Mathematical explanation: The square root function follows the property that √(a + b) = √a + √b only when either a or b is zero. For all other cases, √(a + b) < √a + √b.
Example: √9 + √16 = 3 + 4 = 7, but √(9 + 16) = √25 = 5. Clearly 7 ≠ 5.
Geometric interpretation: If you think of square roots as sides of squares, adding the areas (a + b) gives you a different result than adding the side lengths (√a + √b).
When would I need to add square roots in real life?
Square root addition appears in numerous practical scenarios:
- Physics: When combining wave amplitudes or vector magnitudes
- Engineering: Calculating resultant forces or stresses from multiple components
- Finance: Adding standard deviations in portfolio risk assessment
- Computer Graphics: Calculating distances between points in 3D space
- Statistics: Combining variances from different data sets
- Construction: Determining diagonal measurements in rectangular structures
- Navigation: Calculating direct distances between waypoints
In many cases, you’re actually working with the Pythagorean theorem, which involves adding squares (not roots), but understanding root addition helps in manipulating these equations.
How do I simplify expressions with added square roots?
To simplify expressions like a√b + c√d:
- Check for like terms: If b = d, you can combine the coefficients: a√b + c√b = (a + c)√b
- Simplify individual roots: Break down each root into its simplest radical form:
Example: √50 + √32 = 5√2 + 4√2 = 9√2
- Rationalize denominators: If roots appear in denominators, multiply numerator and denominator by the conjugate to eliminate the radical
- Factor out common terms: Look for common factors in the coefficients or radicands
- Consider decimal approximation: For practical applications, you might convert to decimal form and add
Example simplification:
3√8 + 2√18 – √32 = 3(2√2) + 2(3√2) – 4√2 = 6√2 + 6√2 – 4√2 = 8√2
What’s the difference between exact form and decimal approximation?

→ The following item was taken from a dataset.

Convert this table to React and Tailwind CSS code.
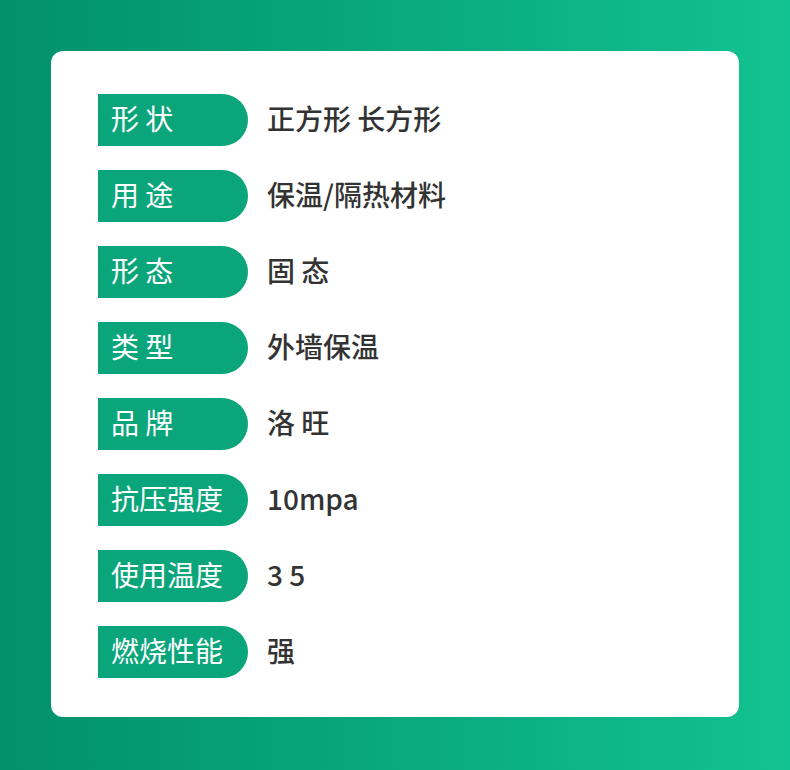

The exact form keeps the square roots in their radical form (√), while decimal approximation converts them to decimal numbers:
| Aspect | Exact Form | Decimal Approximation |
|---|---|---|
| Representation | √2 + √3 | 1.414 + 1.732 ≈ 3.146 |
| Precision | Perfectly accurate | Approximate (depends on decimal places) |
| Use Cases | Mathematical proofs, exact solutions | Practical measurements, real-world applications |
| Calculations | Maintains mathematical properties | May introduce rounding errors |
When to use each:
- Use exact form when you need mathematically precise results or when working with symbolic mathematics
- Use decimal approximation when you need practical measurements or when working with calculators/computers
- Our calculator shows both forms to give you complete information
Can I add more than two square roots at once?
Yes, you can add any number of square roots by applying the same principles:
- Pairwise addition: Add them two at a time: √a + √b + √c = (√a + √b) + √c
- Look for like terms: Combine roots with the same radicand first
- Use associative property: The order of addition doesn’t matter: √a + (√b + √c) = (√a + √b) + √c
Example with three roots:
√8 + √18 + √32 = 2√2 + 3√2 + 4√2 = (2 + 3 + 4)√2 = 9√2
For our calculator: You can chain operations by using the result of the first calculation as an input for the next. For example:
- First calculate √a + √b
- Then use that result and add √c
- Continue as needed
For complex expressions with many roots, consider using algebraic software or programming tools that can handle symbolic mathematics.